Apply provider manifests with SSA #292

mdbooth · 2025-05-12T14:43:24Z

This change uses Server-Side Apply to apply provider manifests in place of the logic from library-go, which uses an Update with custom kind-specific client-side merge logic. Using SSA here should be equivalent to how these manifests would be applied by any other client.

The merge logic from library-go should no longer be required as long as the manifests are not specifying any fields which will be overwritten by an existing controller.

In particular, there should be no conflict with service-ca setting caBundle in various places, as long as the specified manifests do not include a caBundle. However, note that due to a validation bug in older versions of k8s, some CRDs do still specify an empty caBundle in their CRDs. These would have to be removed for this to work.
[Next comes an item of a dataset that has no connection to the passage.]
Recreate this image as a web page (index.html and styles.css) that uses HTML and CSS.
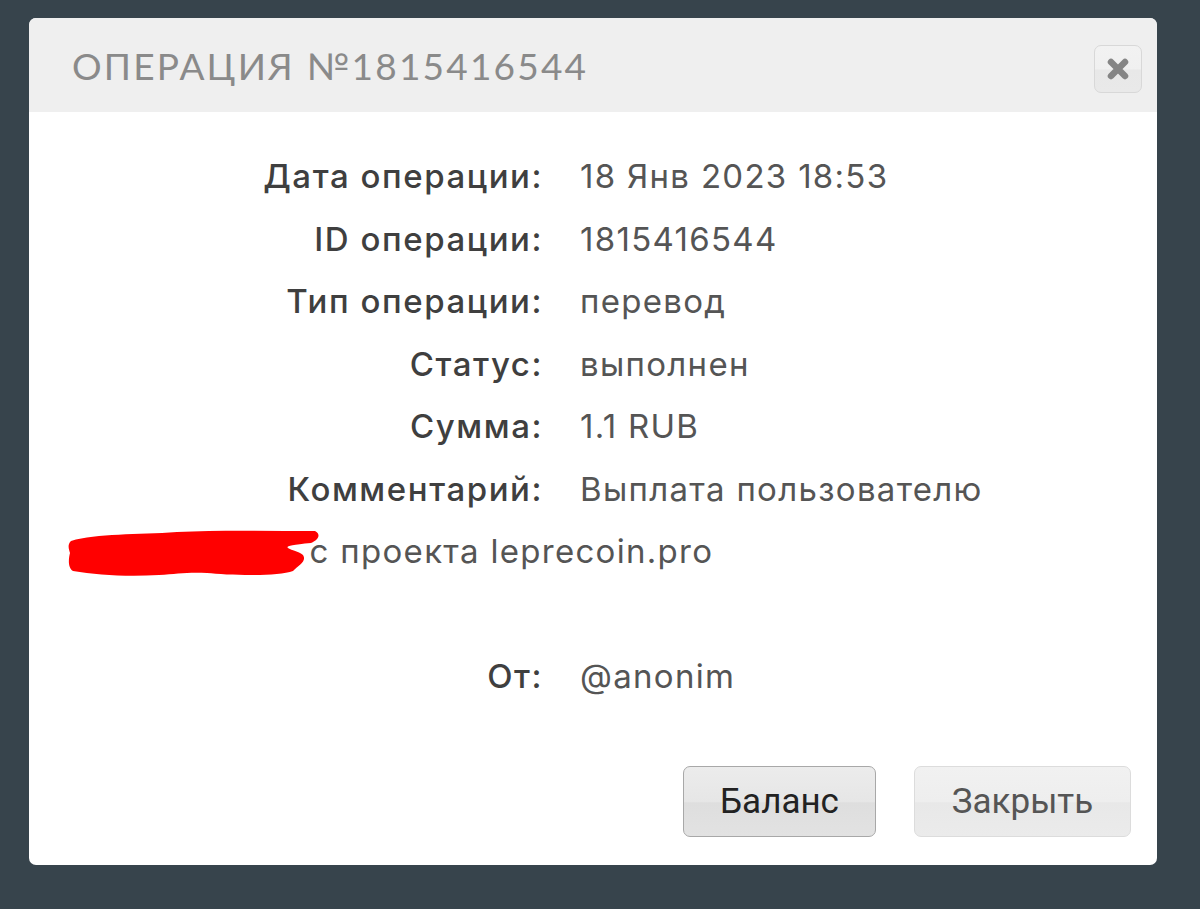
FILE: index.html
```html
<!DOCTYPE html>
<html lang="ru">
<head>
<meta charset="utf-8">
<link rel="stylesheet" href="styles.css">
</head>
<body>
<div class="modal">
  <div class="modal-header">
    <h1 class="title">ОПЕРАЦИЯ №1815416544</h1>
    <button class="close-btn" aria-label="close">
      <svg width="26" height="26" viewBox="0 0 26 26"><path d="M6 6 L20 20 M20 6 L6 20" stroke="#858585" stroke-width="6.5" stroke-linecap="round"/></svg>
    </button>
  </div>
  <div class="modal-body">
    <div class="row"><span class="label">Дата операции:</span><span class="value">18 Янв 2023 18:53</span></div>
    <div class="row"><span class="label">ID операции:</span><span class="value">1815416544</span></div>
    <div class="row"><span class="label">Тип операции:</span><span class="value">перевод</span></div>
    <div class="row"><span class="label">Статус:</span><span class="value">выполнен</span></div>
    <div class="row"><span class="label">Сумма:</span><span class="value">1.1 RUB</span></div>
    <div class="row"><span class="label">Комментарий:</span><span class="value">Выплата пользователю <svg class="redact" width="254" height="52" viewBox="0 0 254 52"><path d="M4 14 C30 6 70 8 110 5 C150 3 200 4 248 4 C254 7 252 13 244 16 C200 20 230 22 236 28 C240 34 232 38 226 44 C210 50 160 48 140 46 C120 45 110 47 92 48 C60 50 30 48 6 44 C0 40 2 30 3 26 C2 22 0 18 4 14 Z" fill="#ff0000"/></svg> с проекта leprecoin.pro</span></div>
    <div class="row empty"></div>
    <div class="row"><span class="label">От:</span><span class="value">@anonim</span></div>
  </div>
  <div class="modal-footer">
    <button class="btn btn-primary">Баланс</button>
    <button class="btn btn-secondary">Закрыть</button>
  </div>
</div>
</body>
</html>
```

FILE: styles.css
```css
html, body {
  margin: 0;
  padding: 0;
  background: #37444c;
  height: 100%;
}
body {
  padding: 18px 43px 0 29px;
  box-sizing: border-box;
  font-family: "Inter", "Noto Sans", sans-serif;
}
.modal {
  width: 1128px;
  height: 847px;
  background: #fff;
  border-radius: 7px;
  overflow: hidden;
  display: flex;
  flex-direction: column;
}
.modal-header {
  height: 94px;
  background: #efefef;
  display: flex;
  align-items: center;
  justify-content: space-between;
  padding: 0 15px 0 43px;
  box-sizing: border-box;
  flex-shrink: 0;
}
.title {
  margin: 0;
  font-family: "Lato", sans-serif;
  font-weight: 400;
  font-size: 37px;
  letter-spacing: 2.2px;
  color: #8a8a8a;
}
.close-btn {
  width: 48px;
  height: 48px;
  border: 1px solid #d8d8d8;
  border-radius: 7px;
  background: linear-gradient(#f2f2f2, #f0f0f0 50%, #e8e8e8 52%, #e9e9e9);
  display: flex;
  align-items: center;
  justify-content: center;
  padding: 0;
  margin-top: 8px;
}
.modal-body {
  padding: 33px 41px 0 41px;
  flex: 1;
}
.row {
  font-size: 33px;
  line-height: 62.5px;
  color: #4e4e4e;
}
.row.empty { height: 62.5px; }
.label {
  display: inline-block;
  width: 473px;
  text-align: right;
  font-weight: 500;
  color: #3f3f3f;
  margin-right: 37px;
  letter-spacing: 1.55px;
}
.value {
  font-weight: 400;
  color: #555;
  letter-spacing: 1.3px;
}
.redact {
  vertical-align: -16px;
  margin-left: -3px;
  margin-right: -22px;
}
.modal-footer {
  display: flex;
  justify-content: flex-end;
  gap: 38px;
  padding: 0 26px 28px 0;
}
.btn {
  height: 71px;
  border-radius: 7px;
  font-family: "Roboto", sans-serif;
  font-size: 35px;
  padding: 0;
}
.btn-primary {
  width: 193px;
  border: 1px solid #a8a8a8;
  background: linear-gradient(#ececec, #e6e6e6 50%, #dedede 52%, #e2e2e2);
  color: #222;
}
.btn-secondary {
  width: 217px;
  border: 1px solid #dcdcdc;
  background: linear-gradient(#f1f1f1, #eeeeee 50%, #e8e8e8 52%, #ebebeb);
  color: #555;
}
```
The expected flow of reconciles between cluster-capi-operator and service-ca-operator becomes:

cluster-capi-operator: apply initial manifests
service-ca-operator: adds caBundle to CRDs and validating webhooks
cluster-capi-operator: triggered by update to manifests it managed applies manifests again
The final update will produce no change as long as no managed fields have been updated, so there will be no further reconciles.

However, objects with the provider label were being reconciled too often due to insufficient filtering. This PR includes a second commit which addresses that.
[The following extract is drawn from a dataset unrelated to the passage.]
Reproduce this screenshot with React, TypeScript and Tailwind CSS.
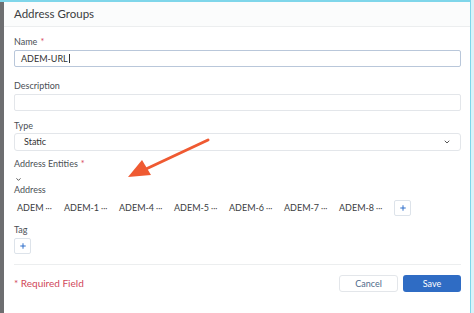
import { ChevronDown, Plus } from "lucide-react";

const entities = ["ADEM", "ADEM-1", "ADEM-4", "ADEM-5", "ADEM-6", "ADEM-7", "ADEM-8"];

function Label({ text, required }: { text: string; required?: boolean }) {
  return (
    <div className="text-[9px] leading-[12px] text-[#4a4f55]">
      {text}
      {required && <span className="ml-[3px] text-[#d6455a]">*</span>}
    </div>
  );
}

function AddButton() {
  return (
    <button className="flex h-[16px] w-[17px] items-center justify-center rounded-[2px] border border-[#dde3ea] bg-white text-[#2f6fca]">
      <Plus className="h-[8px] w-[8px]" strokeWidth={3} />
    </button>
  );
}

export default function App() {
  return (
    <div
      className="flex h-[313px] w-[474px] overflow-hidden bg-white"
      style={{ fontFamily: "Lato, 'Open Sans', sans-serif" }}
    >
      {/* left strip */}
      <div className="w-[4px] shrink-0 border-t-2 border-[#7fd6ea] bg-[#6d6e70]" />

      {/* panel */}
      <div className="flex flex-1 flex-col border-t-2 border-[#7fd6ea] bg-white">
        {/* Header */}
        <div className="flex h-[25px] items-center border-b border-[#eceeef] bg-[#fbfcfc] px-[10px]">
          <h2 className="text-[11.5px] text-[#3a3d41]">Address Groups</h2>
        </div>

        {/* Body */}
        <div className="relative flex flex-1 flex-col pl-[10px] pr-[9px] pt-[9px]">
          <Label text="Name" required />
          <div className="mt-[2px] flex h-[17px] items-center rounded-[2px] border border-[#b9c7da] bg-white px-[6px] text-[9px] text-[#333]">
            ADEM-URL<span className="ml-[1px] h-[9px] w-px bg-[#333]" />
          </div>

          <div className="mt-[13px]">
            <Label text="Description" />
          </div>
          <div className="mt-[2px] h-[17px] rounded-[2px] border border-[#e3e6ea] bg-white" />

          <div className="mt-[9px]">
            <Label text="Type" />
          </div>
          <div className="mt-[1px] flex h-[18px] items-center justify-between rounded-[3px] border border-[#e3e6ea] bg-white px-[9px] text-[9px] text-[#333]">
            <span>Static</span>
            <ChevronDown className="h-[8px] w-[8px] text-[#555]" strokeWidth={3} />
          </div>

          <div className="mt-[7px]">
            <Label text="Address Entities" required />
          </div>
          <div className="mt-[5px] flex h-[8px] items-center pl-[1px]">
            <ChevronDown className="h-[7px] w-[7px] text-[#444]" strokeWidth={3} />
          </div>
          <div className="mt-[1px]">
            <Label text="Address" />
          </div>
          <div className="mt-[4px] flex h-[16px] items-center pl-[3px]">
            {entities.map((e, i) => (
              <span
                key={e}
                className={`${i === 0 ? "w-[47px]" : "w-[55px]"} shrink-0 whitespace-nowrap text-[9px] text-[#3a3d41]`}
              >
                {e}
                <span className="ml-[2px] text-[8px]">···</span>
              </span>
            ))}
            <AddButton />
          </div>

          <div className="mt-[8px]">
            <Label text="Tag" />
          </div>
          <div className="mt-[2px]">
            <AddButton />
          </div>

          <div className="mt-[10px] border-t border-[#eceeef]" />

          <div className="mt-[10px] flex items-center justify-between">
            <span className="text-[10px] text-[#d0475a]">
              * Required Field
            </span>
            <div className="flex gap-[5px]">
              <button className="h-[17px] w-[59px] rounded-[3px] border border-[#e3e6ea] bg-white text-[9px] text-[#4f6a8a]">
                Cancel
              </button>
              <button className="h-[17px] w-[58px] rounded-[3px] bg-[#2f6cc4] text-[9px] text-white">
                Save
              </button>
            </div>
          </div>

          {/* annotation arrow */}
          <svg
            className="pointer-events-none absolute left-[120px] top-[110px]"
            width="90"
            height="45"
            viewBox="0 0 90 45"
          >
            <line x1="84" y1="3" x2="22" y2="32" stroke="#ef5a32" strokeWidth="3" strokeLinecap="round" />
            <polygon points="4,40 18,23 27,38" fill="#ef5a32" />
          </svg>
        </div>
      </div>

      {/* right edge */}
      <div className="w-[1px] shrink-0 bg-[#7fd6ea]" />
      <div className="w-[3px] shrink-0 bg-[#d9f3f9]" />
    </div>
  );
}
We were unconditionally triggering reconciles for all modifications to any managed object. This was producing a large number of unnecessary reconciles when the status of managed objects was updated.

openshift-ci · 2025-05-12T14:46:14Z

[APPROVALNOTIFIER] This PR is NOT APPROVED

This pull-request has been approved by:
Once this PR has been reviewed and has the lgtm label, please assign theobarberbany for approval. For more information see the Code Review Process.

The full list of commands accepted by this bot can be found here.

Needs approval from an approver in each of these files:

OWNERS

Approvers can indicate their approval by writing /approve in a comment
Approvers can cancel approval by writing /approve cancel in a comment

damdo · 2025-05-12T16:25:22Z

I'll try and review this one in the coming days. Also as a domain expert it'd probably be good to have a review from @JoelSpeed

mdbooth · 2025-05-12T16:36:24Z

pkg/controllers/capiinstaller/capi_installer_controller.go

+		// We reconcile all Deployment changes because we intend to reflect the
+		// status of any created Deployment in the ClusterOperator status.
+		Watches(
+			&appsv1.Deployment{},
+			handler.EnqueueRequestsFromMapFunc(toClusterOperator),
+			builder.WithPredicates(ownedPlatformLabelPredicate(r.ManagedNamespace, r.Platform)),


I remember when we discussed this we decided to leave this in because of functionality we intend to implement in the future. Honestly I'd leave it out and add it back when we add something which needs it. Until then it's just adding noise.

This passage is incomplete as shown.